— START DATA —

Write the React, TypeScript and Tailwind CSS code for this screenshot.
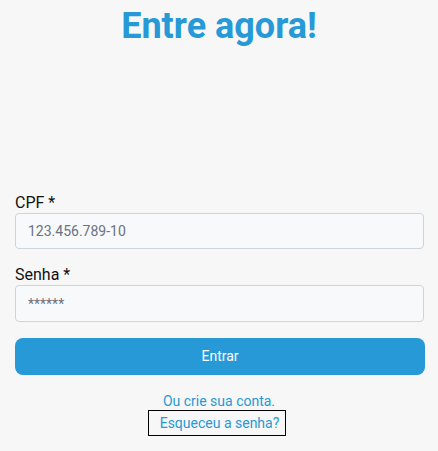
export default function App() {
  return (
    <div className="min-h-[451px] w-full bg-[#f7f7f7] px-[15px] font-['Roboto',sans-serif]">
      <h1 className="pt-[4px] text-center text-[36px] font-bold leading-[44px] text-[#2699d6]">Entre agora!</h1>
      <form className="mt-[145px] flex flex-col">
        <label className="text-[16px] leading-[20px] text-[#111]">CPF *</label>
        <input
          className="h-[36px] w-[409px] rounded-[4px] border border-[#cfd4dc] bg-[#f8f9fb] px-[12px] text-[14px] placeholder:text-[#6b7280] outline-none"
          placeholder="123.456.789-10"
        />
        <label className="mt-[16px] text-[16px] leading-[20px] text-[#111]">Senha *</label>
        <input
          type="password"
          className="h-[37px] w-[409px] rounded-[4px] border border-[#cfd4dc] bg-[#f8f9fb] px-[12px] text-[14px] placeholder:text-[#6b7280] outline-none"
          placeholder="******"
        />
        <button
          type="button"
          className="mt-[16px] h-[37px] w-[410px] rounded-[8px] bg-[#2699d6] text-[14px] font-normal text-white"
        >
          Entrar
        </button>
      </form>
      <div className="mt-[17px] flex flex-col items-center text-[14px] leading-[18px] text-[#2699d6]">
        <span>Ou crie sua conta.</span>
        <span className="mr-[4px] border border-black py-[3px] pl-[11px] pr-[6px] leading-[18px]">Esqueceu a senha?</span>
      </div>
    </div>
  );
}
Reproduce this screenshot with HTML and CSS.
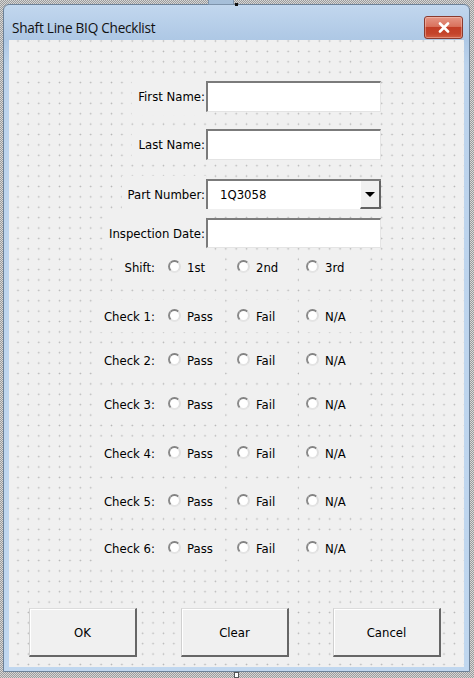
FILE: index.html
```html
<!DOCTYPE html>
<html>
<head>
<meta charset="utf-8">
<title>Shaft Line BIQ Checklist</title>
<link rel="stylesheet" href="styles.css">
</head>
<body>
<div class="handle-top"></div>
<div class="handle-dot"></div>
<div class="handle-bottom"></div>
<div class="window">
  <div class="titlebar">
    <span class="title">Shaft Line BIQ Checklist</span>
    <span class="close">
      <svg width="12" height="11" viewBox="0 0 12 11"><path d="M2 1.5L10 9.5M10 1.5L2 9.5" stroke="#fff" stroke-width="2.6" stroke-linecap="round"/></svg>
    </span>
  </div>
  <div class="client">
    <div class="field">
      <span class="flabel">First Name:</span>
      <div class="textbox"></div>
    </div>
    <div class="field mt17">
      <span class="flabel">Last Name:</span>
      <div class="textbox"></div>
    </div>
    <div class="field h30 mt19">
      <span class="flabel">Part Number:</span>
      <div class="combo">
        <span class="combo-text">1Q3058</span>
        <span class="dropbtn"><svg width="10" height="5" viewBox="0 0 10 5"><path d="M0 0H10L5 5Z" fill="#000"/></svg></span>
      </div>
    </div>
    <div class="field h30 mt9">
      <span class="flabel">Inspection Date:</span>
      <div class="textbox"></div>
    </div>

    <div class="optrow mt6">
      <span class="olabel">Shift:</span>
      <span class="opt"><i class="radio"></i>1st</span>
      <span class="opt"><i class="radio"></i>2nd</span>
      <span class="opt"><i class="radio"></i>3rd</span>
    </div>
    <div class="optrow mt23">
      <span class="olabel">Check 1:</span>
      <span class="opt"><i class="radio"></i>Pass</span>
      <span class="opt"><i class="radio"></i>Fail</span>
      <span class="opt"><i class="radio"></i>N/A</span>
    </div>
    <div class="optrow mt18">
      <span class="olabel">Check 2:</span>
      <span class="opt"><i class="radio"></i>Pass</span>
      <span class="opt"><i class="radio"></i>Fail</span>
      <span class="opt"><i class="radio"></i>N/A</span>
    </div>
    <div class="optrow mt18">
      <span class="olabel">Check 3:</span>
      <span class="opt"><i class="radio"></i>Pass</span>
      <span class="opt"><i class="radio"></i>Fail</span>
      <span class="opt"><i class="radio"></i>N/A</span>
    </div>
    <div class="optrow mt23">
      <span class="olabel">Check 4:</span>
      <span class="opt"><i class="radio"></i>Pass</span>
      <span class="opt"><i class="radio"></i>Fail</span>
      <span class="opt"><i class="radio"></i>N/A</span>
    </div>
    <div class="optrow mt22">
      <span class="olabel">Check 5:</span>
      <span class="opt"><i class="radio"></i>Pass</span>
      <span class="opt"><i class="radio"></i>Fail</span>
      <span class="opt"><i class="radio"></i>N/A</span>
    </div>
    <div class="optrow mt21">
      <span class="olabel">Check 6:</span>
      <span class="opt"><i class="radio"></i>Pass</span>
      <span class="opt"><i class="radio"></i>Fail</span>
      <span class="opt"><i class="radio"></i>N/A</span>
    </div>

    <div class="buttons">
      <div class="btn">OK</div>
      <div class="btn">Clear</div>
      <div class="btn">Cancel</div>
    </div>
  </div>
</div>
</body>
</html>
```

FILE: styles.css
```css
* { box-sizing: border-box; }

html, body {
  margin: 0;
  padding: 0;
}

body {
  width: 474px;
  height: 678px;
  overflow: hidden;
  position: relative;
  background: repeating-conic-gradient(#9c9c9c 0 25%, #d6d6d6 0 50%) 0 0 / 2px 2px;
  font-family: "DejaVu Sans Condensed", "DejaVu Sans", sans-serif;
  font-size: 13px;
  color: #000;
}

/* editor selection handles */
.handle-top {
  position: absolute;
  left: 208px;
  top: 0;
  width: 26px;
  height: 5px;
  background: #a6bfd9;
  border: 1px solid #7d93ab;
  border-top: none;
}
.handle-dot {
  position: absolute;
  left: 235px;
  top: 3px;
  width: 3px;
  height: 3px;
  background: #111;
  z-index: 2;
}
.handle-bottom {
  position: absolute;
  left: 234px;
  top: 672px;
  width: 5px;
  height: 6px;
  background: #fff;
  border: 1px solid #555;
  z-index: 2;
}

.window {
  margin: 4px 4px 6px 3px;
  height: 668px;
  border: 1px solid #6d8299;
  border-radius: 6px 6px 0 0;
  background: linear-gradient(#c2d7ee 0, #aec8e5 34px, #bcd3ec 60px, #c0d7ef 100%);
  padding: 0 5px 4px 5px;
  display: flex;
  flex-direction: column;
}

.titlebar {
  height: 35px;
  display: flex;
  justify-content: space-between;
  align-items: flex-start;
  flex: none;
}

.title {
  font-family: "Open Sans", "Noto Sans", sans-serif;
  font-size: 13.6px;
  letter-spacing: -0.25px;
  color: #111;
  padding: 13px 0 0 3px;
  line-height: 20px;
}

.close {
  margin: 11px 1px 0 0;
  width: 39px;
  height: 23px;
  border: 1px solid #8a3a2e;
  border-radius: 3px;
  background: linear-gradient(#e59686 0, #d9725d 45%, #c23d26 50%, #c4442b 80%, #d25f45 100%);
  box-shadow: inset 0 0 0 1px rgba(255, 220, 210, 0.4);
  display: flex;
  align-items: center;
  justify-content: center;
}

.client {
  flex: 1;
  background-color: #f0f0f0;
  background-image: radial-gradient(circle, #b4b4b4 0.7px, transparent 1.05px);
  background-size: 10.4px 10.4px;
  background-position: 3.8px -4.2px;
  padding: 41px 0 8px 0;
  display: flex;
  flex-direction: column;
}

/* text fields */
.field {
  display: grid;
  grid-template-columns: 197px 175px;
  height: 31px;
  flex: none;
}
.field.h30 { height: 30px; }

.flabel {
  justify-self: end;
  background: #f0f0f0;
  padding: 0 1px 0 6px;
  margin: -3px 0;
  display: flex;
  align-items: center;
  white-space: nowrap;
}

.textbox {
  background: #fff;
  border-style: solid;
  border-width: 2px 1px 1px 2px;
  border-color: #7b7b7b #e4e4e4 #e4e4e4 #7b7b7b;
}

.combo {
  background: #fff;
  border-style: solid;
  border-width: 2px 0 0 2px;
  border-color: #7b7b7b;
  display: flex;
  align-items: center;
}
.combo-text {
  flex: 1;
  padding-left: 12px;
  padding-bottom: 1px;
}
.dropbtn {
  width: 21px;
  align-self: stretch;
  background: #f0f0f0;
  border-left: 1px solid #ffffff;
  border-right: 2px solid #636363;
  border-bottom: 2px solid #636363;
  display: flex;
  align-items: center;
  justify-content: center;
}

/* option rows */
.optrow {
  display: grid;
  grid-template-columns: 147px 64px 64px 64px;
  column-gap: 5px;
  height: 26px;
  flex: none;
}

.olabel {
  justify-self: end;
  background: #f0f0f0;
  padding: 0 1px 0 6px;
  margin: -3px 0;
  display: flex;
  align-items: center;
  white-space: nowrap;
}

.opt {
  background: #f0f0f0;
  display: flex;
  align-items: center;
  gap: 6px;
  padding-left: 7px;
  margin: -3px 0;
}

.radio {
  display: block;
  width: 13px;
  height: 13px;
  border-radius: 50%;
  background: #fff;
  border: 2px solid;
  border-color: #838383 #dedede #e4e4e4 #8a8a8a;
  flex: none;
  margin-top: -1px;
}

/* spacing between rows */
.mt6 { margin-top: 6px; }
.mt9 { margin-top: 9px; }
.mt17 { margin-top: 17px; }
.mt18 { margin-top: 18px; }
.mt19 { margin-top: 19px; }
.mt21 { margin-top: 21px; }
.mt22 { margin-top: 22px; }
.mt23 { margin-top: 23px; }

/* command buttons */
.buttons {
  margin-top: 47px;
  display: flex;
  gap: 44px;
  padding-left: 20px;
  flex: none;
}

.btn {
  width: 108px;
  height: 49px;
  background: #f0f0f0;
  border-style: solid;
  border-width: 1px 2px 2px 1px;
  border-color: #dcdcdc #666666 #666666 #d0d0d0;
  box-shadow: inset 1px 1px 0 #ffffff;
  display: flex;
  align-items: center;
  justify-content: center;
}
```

— END DATA —
— START DATA —

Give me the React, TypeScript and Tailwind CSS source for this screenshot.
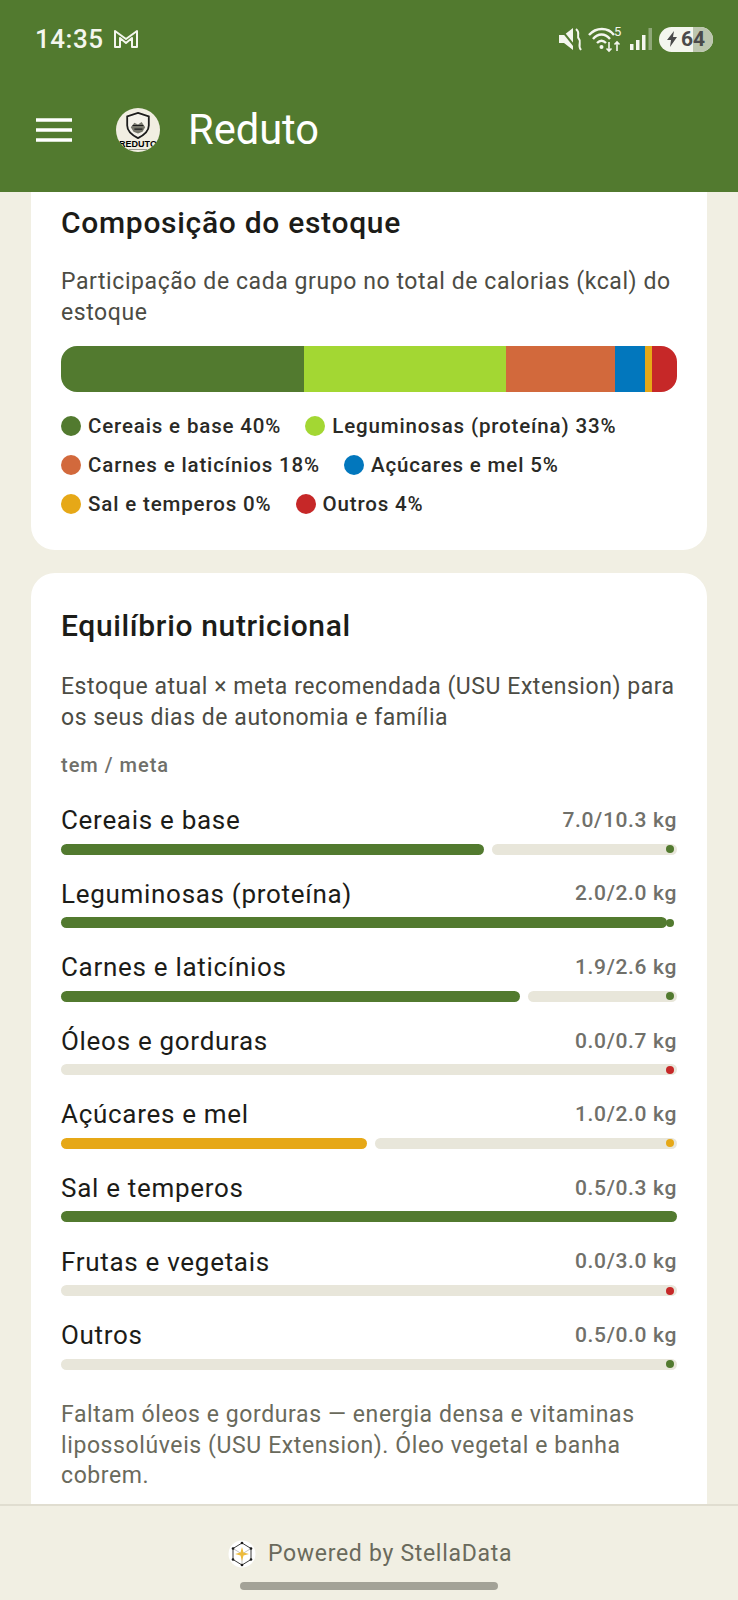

— END DATA —

**YOUR TASK:**
State how many lines include the string "this", and nothing more.

**EXERCISE RESPONSE:**
3